INSTRUCTION
Below are some entries. Copy each line that holds the string "components".

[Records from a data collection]
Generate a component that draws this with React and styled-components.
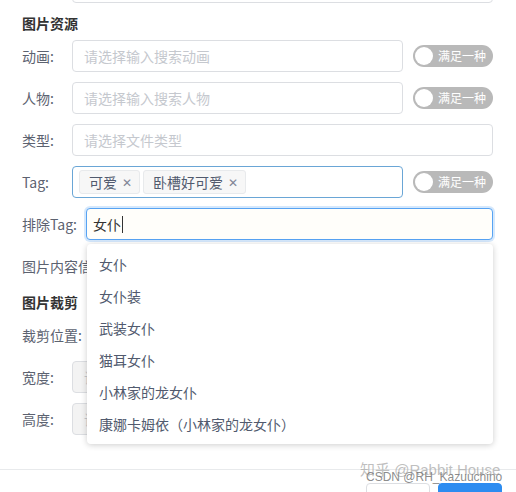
import React from 'react';
import styled, {createGlobalStyle} from 'styled-components';

const GlobalStyle = createGlobalStyle`
body{
  margin:0;
  background:#FFFFFF;
  font-family:"Noto Sans CJK SC", "Noto Sans", sans-serif;
  font-size:14px;
}
`

const Page = styled.div`
position:relative;
width:516px;
height:492px;
overflow:hidden;
background:#FFFFFF;
`
const Form = styled.div`
margin-top:-29px;
padding:0 23px 24px 22px;
`
const SectionTitle = styled.div`
font-size:14px;
font-weight:bold;
color:#333333;
line-height:20px;
margin:0 0 7px;
`
const Row = styled.div`
position:relative;
display:flex;
align-items:center;
margin-bottom:10px;
`
const Label = styled.div`
box-sizing:border-box;
min-width:50px;
padding-right:9px;
color:#5c6270;
font-size:14px;
line-height:20px;
white-space:nowrap;
`
const Field = styled.div`
position:relative;
box-sizing:border-box;
flex:${p => p.$width ? 'none' : '1'};
width:${p => p.$width ? p.$width + 'px' : 'auto'};
height:32px;
display:flex;
align-items:center;
gap:3px;
padding:0 ${p => p.$tags ? '6px' : '11px'};
border:1px solid ${p => p.$focused ? '#57a3f3' : p.$active ? '#6aa6d6' : '#dcdee2'};
border-radius:4px;
background:${p => p.$disabled ? '#f3f3f3' : p.$focused ? '#fffefa' : '#FFFFFF'};
box-shadow:${p => p.$focused ? '0 0 0 2px rgba(45,140,240,0.2)' : 'none'};
font-size:14px;
color:#515a6e;
`
const Placeholder = styled.span`
color:#c5c8ce;
white-space:nowrap;
`
const Typed = styled.span`
display:flex;
align-items:center;
color:#333333;
`
const Caret = styled.span`
display:inline-block;
width:1px;
height:17px;
margin-left:1px;
background:#333333;
`
const Tag = styled.span`
box-sizing:border-box;
display:flex;
align-items:center;
height:24px;
padding:0 7px 0 9px;
gap:5px;
background:#f7f7f7;
border:1px solid #e8eaec;
border-radius:3px;
color:#515a6e;
font-size:14px;
`
const Close = styled.span`
color:#808695;
font-size:12px;
line-height:1;
`
const Switch = styled.div`
position:relative;
flex:none;
box-sizing:border-box;
width:80px;
height:22px;
margin-left:10px;
border-radius:11px;
background:#b9b9b9;
color:#FFFFFF;
font-size:12px;
line-height:22px;
padding-left:25px;
&::before{
  content:'';
  position:absolute;
  left:2px;
  top:2px;
  width:18px;
  height:18px;
  border-radius:50%;
  background:#FFFFFF;
}
`
const Dropdown = styled.ul`
position:absolute;
left:65px;
right:0;
top:36px;
z-index:10;
list-style:none;
margin:0;
padding:4px 0;
background:#FFFFFF;
border-radius:4px;
box-shadow:0 1px 6px rgba(0,0,0,0.2);
`
const Option = styled.li`
height:32px;
line-height:32px;
padding:0 12px;
color:#515a6e;
font-size:14px;
white-space:nowrap;
`
const Footer = styled.div`
display:flex;
justify-content:flex-end;
gap:8px;
padding:13px 14px 0;
border-top:1px solid #e8eaec;
`
const Button = styled.div`
box-sizing:border-box;
width:64px;
height:32px;
display:flex;
align-items:center;
justify-content:center;
border-radius:4px;
border:1px solid ${p => p.$primary ? '#2d8cf0' : '#dcdee2'};
background:${p => p.$primary ? '#2d8cf0' : '#FFFFFF'};
color:${p => p.$primary ? '#FFFFFF' : '#515a6e'};
font-size:14px;
`
const Mark = styled.div`
position:absolute;
left:${p => p.$left}px;
top:${p => p.$top}px;
font-family:"Liberation Sans", "Noto Sans CJK SC", sans-serif;
font-size:${p => p.$size}px;
color:${p => p.$color};
white-space:nowrap;
pointer-events:none;
z-index:20;
`

const options = ['女仆', '女仆装', '武装女仆', '猫耳女仆', '小林家的龙女仆', '康娜卡姆依（小林家的龙女仆）'];

const App = () => {
    return <Page>
        <GlobalStyle/>
        <Form>
            <Row>
                <Label></Label>
                <Field/>
            </Row>
            <SectionTitle>图片资源</SectionTitle>
            <Row>
                <Label>动画:</Label>
                <Field><Placeholder>请选择输入搜索动画</Placeholder></Field>
                <Switch>满足一种</Switch>
            </Row>
            <Row>
                <Label>人物:</Label>
                <Field><Placeholder>请选择输入搜索人物</Placeholder></Field>
                <Switch>满足一种</Switch>
            </Row>
            <Row>
                <Label>类型:</Label>
                <Field><Placeholder>请选择文件类型</Placeholder></Field>
            </Row>
            <Row>
                <Label>Tag:</Label>
                <Field $active $tags>
                    <Tag>可爱<Close>✕</Close></Tag>
                    <Tag>卧槽好可爱<Close>✕</Close></Tag>
                </Field>
                <Switch>满足一种</Switch>
            </Row>
            <Row>
                <Label>排除Tag:</Label>
                <Field $focused $tags><Typed>女仆<Caret/></Typed></Field>
                <Dropdown>
                    {options.map(o => <Option key={o}>{o}</Option>)}
                </Dropdown>
            </Row>
            <Row>
                <Label>图片内容信息:</Label>
                <Field><Placeholder>请选择</Placeholder></Field>
            </Row>
            <SectionTitle>图片裁剪</SectionTitle>
            <Row>
                <Label>裁剪位置:</Label>
                <Field><Placeholder>请选择</Placeholder></Field>
            </Row>
            <Row>
                <Label>宽度:</Label>
                <Field $disabled $width={200}><Placeholder>请输入宽度</Placeholder></Field>
            </Row>
            <Row>
                <Label>高度:</Label>
                <Field $disabled $width={200}><Placeholder>请输入高度</Placeholder></Field>
            </Row>
        </Form>
        <Footer>
            <Button>取 消</Button>
            <Button $primary>创 建</Button>
        </Footer>
        <Mark $left={360} $top={458} $size={15} $color="rgba(170,170,170,0.75)">知乎 @Rabbit House</Mark>
        <Mark $left={366} $top={470} $size={12} $color="rgba(110,110,110,0.8)">CSDN @RH_Kazuuchino</Mark>
    </Page>
}

export default App;
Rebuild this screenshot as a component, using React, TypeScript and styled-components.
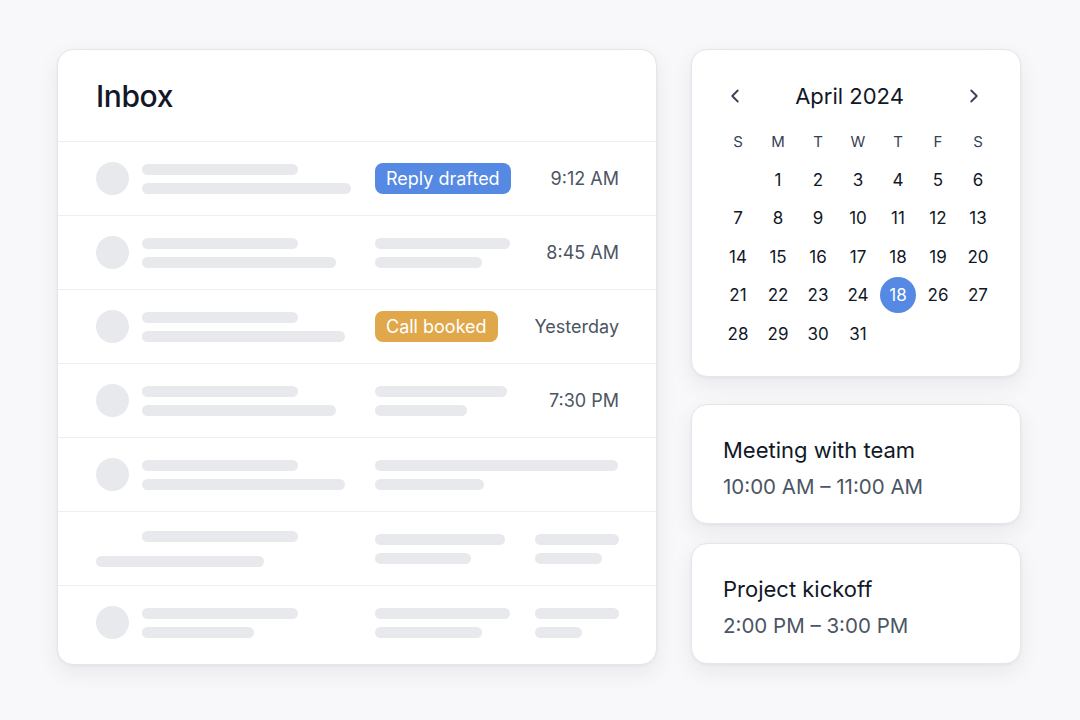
import React from 'react';
import styled, { createGlobalStyle } from 'styled-components';
import { ChevronLeft, ChevronRight } from 'lucide-react';

const GlobalStyle = createGlobalStyle`
    html, body {
        margin: 0;
        padding: 0;
        background: #f8f8fa;
        font-family: Inter, "Noto Sans", "Liberation Sans", sans-serif;
        color: #111827;
    }
`;

const Page = styled.div`
    display: flex;
    align-items: flex-start;
    gap: 34px;
    padding: 49px 0 0 57px;
    width: 1080px;
    height: 720px;
    box-sizing: border-box;
`;

const Card = styled.div`
    background: #ffffff;
    border: 1px solid #e5e6eb;
    border-radius: 16px;
    box-shadow: 0 8px 22px rgba(30, 35, 60, 0.07), 0 1px 3px rgba(30, 35, 60, 0.05);
    box-sizing: border-box;
`;

const InboxCard = styled(Card)`
    width: 600px;
    height: 616px;
    padding-bottom: 5px;
    display: flex;
    flex-direction: column;
    overflow: hidden;
`;

const InboxHeader = styled.div`
    height: 91px;
    display: flex;
    align-items: center;
    padding: 0 0 0 38px;
    box-sizing: border-box;
`;

const InboxTitle = styled.h1`
    margin: 0;
    font-size: 30px;
    font-weight: 500;
    letter-spacing: -0.4px;
    color: #111827;
`;

const Row = styled.div`
    height: 74px;
    border-top: 1px solid #eeeff2;
    box-sizing: border-box;
    display: grid;
    grid-template-columns: 46px 233px 160px 84px;
    align-items: center;
    padding: 0 0 0 38px;
`;

const Avatar = styled.div`
    width: 33px;
    height: 33px;
    border-radius: 50%;
    background: #e8e9ed;
`;

const Lines = styled.div<{ $span?: string; $gap?: number }>`
    grid-column: ${(p) => p.$span || 'auto'};
    display: flex;
    flex-direction: column;
    gap: ${(p) => p.$gap ?? 8}px;
`;

const Bar = styled.div<{ $w: number; $indent?: number }>`
    width: ${(p) => p.$w}px;
    height: 11px;
    margin-left: ${(p) => p.$indent || 0}px;
    border-radius: 6px;
    background: #e8e9ed;
`;

const Badge = styled.span<{ $tone: 'blue' | 'amber' }>`
    justify-self: start;
    height: 31px;
    display: inline-flex;
    align-items: center;
    padding: 0 11px;
    border-radius: 8px;
    font-size: 18px;
    color: #ffffff;
    background: ${(p) => (p.$tone === 'blue' ? '#5589e3' : '#e0a84a')};
`;

const Time = styled.span`
    grid-column: 4;
    justify-self: end;
    white-space: nowrap;
    font-size: 18px;
    color: #4b5563;
`;

const SideColumn = styled.div`
    width: 330px;
    display: flex;
    flex-direction: column;
`;

const CalendarCard = styled(Card)`
    height: 328px;
    padding: 28px 23px 0 26px;
`;

const CalendarHeader = styled.div`
    display: grid;
    grid-template-columns: 34px 1fr 34px;
    align-items: center;
    height: 36px;
    margin: 0 6px 8px 0;
    color: #374151;
`;

const NavIcon = styled.span`
    display: flex;
    justify-content: center;
`;

const MonthTitle = styled.div`
    text-align: center;
    font-size: 22px;
    color: #111827;
    padding-right: 10px;
`;

const DayGrid = styled.div`
    display: grid;
    grid-template-columns: repeat(7, 40px);
    grid-auto-rows: 38.5px;
    align-items: center;
    justify-items: center;
`;

const Weekday = styled.span`
    font-size: 15px;
    color: #374151;
`;

const DayCell = styled.span<{ $selected?: boolean }>`
    width: 36px;
    height: 36px;
    border-radius: 50%;
    display: flex;
    align-items: center;
    justify-content: center;
    font-size: 17px;
    color: ${(p) => (p.$selected ? '#ffffff' : '#111827')};
    background: ${(p) => (p.$selected ? '#5589e3' : 'transparent')};
`;

const EventCard = styled(Card)<{ $top: number; $h: number }>`
    height: ${(p) => p.$h}px;
    margin-top: ${(p) => p.$top}px;
    padding: 31px 0 0 31px;
`;

const EventTitle = styled.div`
    font-size: 22px;
    line-height: 28px;
    color: #111827;
`;

const EventTime = styled.div`
    margin-top: 10px;
    font-size: 20.5px;
    line-height: 26px;
    color: #4b5563;
`;

type Skeleton = { span?: string; gap?: number; bars: { w: number; indent?: number }[] };

type Message = {
    avatar: boolean;
    left: Skeleton;
    badge?: { label: string; tone: 'blue' | 'amber' };
    middle?: Skeleton;
    right?: Skeleton;
    time?: string;
};

const messages: Message[] = [
    {
        avatar: true,
        left: { bars: [{ w: 156 }, { w: 209 }] },
        badge: { label: 'Reply drafted', tone: 'blue' },
        time: '9:12 AM',
    },
    {
        avatar: true,
        left: { bars: [{ w: 156 }, { w: 194 }] },
        middle: { bars: [{ w: 135 }, { w: 107 }] },
        time: '8:45 AM',
    },
    {
        avatar: true,
        left: { bars: [{ w: 156 }, { w: 203 }] },
        badge: { label: 'Call booked', tone: 'amber' },
        time: 'Yesterday',
    },
    {
        avatar: true,
        left: { bars: [{ w: 156 }, { w: 194 }] },
        middle: { bars: [{ w: 132 }, { w: 92 }] },
        time: '7:30 PM',
    },
    {
        avatar: true,
        left: { bars: [{ w: 156 }, { w: 203 }] },
        middle: { span: '3 / 5', bars: [{ w: 243 }, { w: 109 }] },
    },
    {
        avatar: false,
        left: { span: '1 / 3', gap: 14, bars: [{ w: 156, indent: 46 }, { w: 168 }] },
        middle: { bars: [{ w: 130 }, { w: 96 }] },
        right: { bars: [{ w: 84 }, { w: 67 }] },
    },
    {
        avatar: true,
        left: { bars: [{ w: 156 }, { w: 112 }] },
        middle: { bars: [{ w: 135 }, { w: 107 }] },
        right: { bars: [{ w: 84 }, { w: 47 }] },
    },
];

const renderSkeleton = (s: Skeleton) => (
    <Lines $span={s.span} $gap={s.gap}>
        {s.bars.map((b, i) => (
            <Bar key={i} $w={b.w} $indent={b.indent} />
        ))}
    </Lines>
);

const weekdays = ['S', 'M', 'T', 'W', 'T', 'F', 'S'];
const days: (number | null)[] = [
    null, 1, 2, 3, 4, 5, 6,
    7, 8, 9, 10, 11, 12, 13,
    14, 15, 16, 17, 18, 19, 20,
    21, 22, 23, 24, 18, 26, 27,
    28, 29, 30, 31,
];
const selectedIndex = 25;

const events = [
    { title: 'Meeting with team', time: '10:00 AM – 11:00 AM', top: 27, h: 120 },
    { title: 'Project kickoff', time: '2:00 PM – 3:00 PM', top: 19, h: 121 },
];

const App: React.FC = () => {
    return (
        <>
            <GlobalStyle />
            <Page>
                <InboxCard>
                    <InboxHeader>
                        <InboxTitle>Inbox</InboxTitle>
                    </InboxHeader>
                    {messages.map((m, i) => (
                        <Row key={i}>
                            {m.avatar && <Avatar />}
                            {renderSkeleton(m.left)}
                            {m.badge && <Badge $tone={m.badge.tone}>{m.badge.label}</Badge>}
                            {m.middle && renderSkeleton(m.middle)}
                            {m.right && renderSkeleton(m.right)}
                            {m.time && <Time>{m.time}</Time>}
                        </Row>
                    ))}
                </InboxCard>

                <SideColumn>
                    <CalendarCard>
                        <CalendarHeader>
                            <NavIcon>
                                <ChevronLeft size={22} strokeWidth={2} />
                            </NavIcon>
                            <MonthTitle>April 2024</MonthTitle>
                            <NavIcon>
                                <ChevronRight size={22} strokeWidth={2} />
                            </NavIcon>
                        </CalendarHeader>
                        <DayGrid>
                            {weekdays.map((d, i) => (
                                <Weekday key={`w${i}`}>{d}</Weekday>
                            ))}
                            {days.map((d, i) => (
                                <DayCell key={`d${i}`} $selected={i === selectedIndex}>
                                    {d ?? ''}
                                </DayCell>
                            ))}
                        </DayGrid>
                    </CalendarCard>

                    {events.map((e) => (
                        <EventCard key={e.title} $top={e.top} $h={e.h}>
                            <EventTitle>{e.title}</EventTitle>
                            <EventTime>{e.time}</EventTime>
                        </EventCard>
                    ))}
                </SideColumn>
            </Page>
        </>
    );
};

export default App;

EXERCISE SOLUTION
Generate a component that draws this with React and styled-components.
import styled, {createGlobalStyle} from 'styled-components';
Rebuild this screenshot as a component, using React, TypeScript and styled-components.
import styled, { createGlobalStyle } from 'styled-components';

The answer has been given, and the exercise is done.